Read the records and gather each line that includes "React".
※ ※ ※
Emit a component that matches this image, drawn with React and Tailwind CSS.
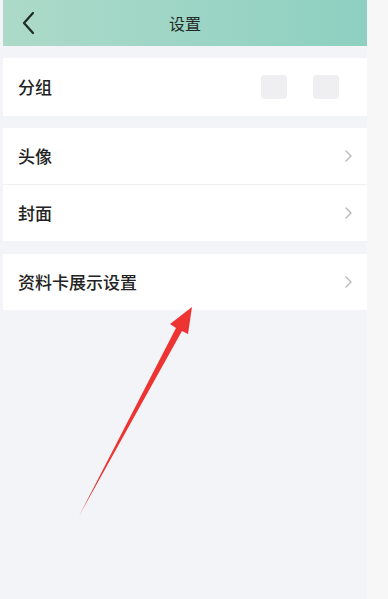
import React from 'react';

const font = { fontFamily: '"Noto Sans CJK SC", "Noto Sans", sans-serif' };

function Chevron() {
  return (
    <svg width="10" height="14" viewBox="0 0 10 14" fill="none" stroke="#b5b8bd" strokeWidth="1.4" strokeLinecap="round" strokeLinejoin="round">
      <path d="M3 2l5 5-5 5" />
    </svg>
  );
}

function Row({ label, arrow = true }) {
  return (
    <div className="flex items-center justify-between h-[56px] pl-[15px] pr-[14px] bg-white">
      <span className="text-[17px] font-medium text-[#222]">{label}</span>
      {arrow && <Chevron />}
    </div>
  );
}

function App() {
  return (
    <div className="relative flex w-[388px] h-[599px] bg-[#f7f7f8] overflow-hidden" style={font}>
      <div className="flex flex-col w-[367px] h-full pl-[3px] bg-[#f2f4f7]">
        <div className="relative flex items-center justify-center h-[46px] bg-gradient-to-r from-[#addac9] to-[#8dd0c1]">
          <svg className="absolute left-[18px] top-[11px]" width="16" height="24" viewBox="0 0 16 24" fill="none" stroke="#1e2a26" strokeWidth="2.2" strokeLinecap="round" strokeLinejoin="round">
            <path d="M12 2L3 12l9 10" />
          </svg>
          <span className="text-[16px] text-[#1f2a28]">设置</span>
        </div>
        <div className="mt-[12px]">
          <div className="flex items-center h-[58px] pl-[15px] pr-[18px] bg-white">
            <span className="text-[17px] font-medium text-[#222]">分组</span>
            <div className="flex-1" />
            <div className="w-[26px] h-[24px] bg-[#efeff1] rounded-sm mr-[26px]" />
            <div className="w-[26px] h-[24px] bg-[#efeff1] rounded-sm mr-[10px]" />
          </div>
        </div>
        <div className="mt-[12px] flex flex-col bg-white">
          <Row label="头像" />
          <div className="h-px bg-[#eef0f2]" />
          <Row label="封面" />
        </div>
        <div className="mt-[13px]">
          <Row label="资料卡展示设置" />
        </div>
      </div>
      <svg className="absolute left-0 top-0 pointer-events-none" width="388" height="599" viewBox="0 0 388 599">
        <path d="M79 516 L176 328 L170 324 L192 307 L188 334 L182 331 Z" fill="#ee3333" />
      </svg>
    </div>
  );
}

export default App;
※ ※ ※
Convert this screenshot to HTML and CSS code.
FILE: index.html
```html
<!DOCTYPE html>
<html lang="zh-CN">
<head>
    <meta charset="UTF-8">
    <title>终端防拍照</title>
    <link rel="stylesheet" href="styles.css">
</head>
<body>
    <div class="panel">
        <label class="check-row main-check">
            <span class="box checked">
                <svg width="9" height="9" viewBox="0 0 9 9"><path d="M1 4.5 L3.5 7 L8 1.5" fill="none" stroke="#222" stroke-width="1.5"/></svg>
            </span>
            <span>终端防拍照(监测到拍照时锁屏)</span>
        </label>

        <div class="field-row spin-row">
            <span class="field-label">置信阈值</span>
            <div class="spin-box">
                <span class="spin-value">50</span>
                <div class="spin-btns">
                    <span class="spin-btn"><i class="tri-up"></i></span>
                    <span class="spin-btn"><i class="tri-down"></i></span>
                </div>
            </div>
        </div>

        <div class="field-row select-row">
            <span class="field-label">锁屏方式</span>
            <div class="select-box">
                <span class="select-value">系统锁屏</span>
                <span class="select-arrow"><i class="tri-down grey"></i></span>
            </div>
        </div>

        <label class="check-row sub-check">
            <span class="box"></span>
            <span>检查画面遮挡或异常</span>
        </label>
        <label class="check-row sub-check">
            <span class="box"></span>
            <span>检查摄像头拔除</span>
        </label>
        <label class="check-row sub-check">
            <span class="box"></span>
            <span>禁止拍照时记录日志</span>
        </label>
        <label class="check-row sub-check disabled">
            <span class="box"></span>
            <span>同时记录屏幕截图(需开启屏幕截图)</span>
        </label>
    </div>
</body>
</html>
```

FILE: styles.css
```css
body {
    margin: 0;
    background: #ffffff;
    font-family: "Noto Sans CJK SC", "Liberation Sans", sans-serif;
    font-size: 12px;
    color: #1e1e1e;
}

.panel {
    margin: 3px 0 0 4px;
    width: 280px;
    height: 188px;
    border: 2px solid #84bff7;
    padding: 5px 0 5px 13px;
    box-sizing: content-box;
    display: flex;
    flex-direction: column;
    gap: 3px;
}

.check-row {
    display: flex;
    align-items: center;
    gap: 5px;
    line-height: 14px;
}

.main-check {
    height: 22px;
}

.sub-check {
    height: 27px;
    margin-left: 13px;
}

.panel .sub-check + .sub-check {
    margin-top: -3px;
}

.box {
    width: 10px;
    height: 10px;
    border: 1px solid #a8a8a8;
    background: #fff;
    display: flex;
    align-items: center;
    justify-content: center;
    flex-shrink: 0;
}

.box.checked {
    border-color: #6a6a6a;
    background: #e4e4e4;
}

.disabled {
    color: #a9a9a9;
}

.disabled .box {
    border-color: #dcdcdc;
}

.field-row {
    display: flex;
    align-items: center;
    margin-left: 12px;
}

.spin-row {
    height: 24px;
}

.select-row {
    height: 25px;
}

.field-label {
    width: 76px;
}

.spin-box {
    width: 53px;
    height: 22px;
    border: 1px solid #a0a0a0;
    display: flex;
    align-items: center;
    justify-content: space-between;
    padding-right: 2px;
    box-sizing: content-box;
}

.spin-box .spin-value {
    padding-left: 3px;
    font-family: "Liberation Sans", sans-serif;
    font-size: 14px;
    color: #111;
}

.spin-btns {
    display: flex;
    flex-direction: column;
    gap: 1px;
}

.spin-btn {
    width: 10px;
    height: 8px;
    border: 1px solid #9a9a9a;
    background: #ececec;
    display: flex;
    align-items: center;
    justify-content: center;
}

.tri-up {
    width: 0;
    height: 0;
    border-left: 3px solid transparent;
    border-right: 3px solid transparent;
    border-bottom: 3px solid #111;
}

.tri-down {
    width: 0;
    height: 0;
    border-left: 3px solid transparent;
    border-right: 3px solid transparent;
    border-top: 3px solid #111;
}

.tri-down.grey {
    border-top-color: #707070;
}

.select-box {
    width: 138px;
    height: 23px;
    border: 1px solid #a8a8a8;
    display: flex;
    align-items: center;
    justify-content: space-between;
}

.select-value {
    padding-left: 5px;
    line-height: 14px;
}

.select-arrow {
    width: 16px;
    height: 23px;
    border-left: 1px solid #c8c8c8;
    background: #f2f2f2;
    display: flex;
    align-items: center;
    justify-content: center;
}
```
※ ※ ※
**Complete response**:
Emit a component that matches this image, drawn with React and Tailwind CSS.
import React from 'react';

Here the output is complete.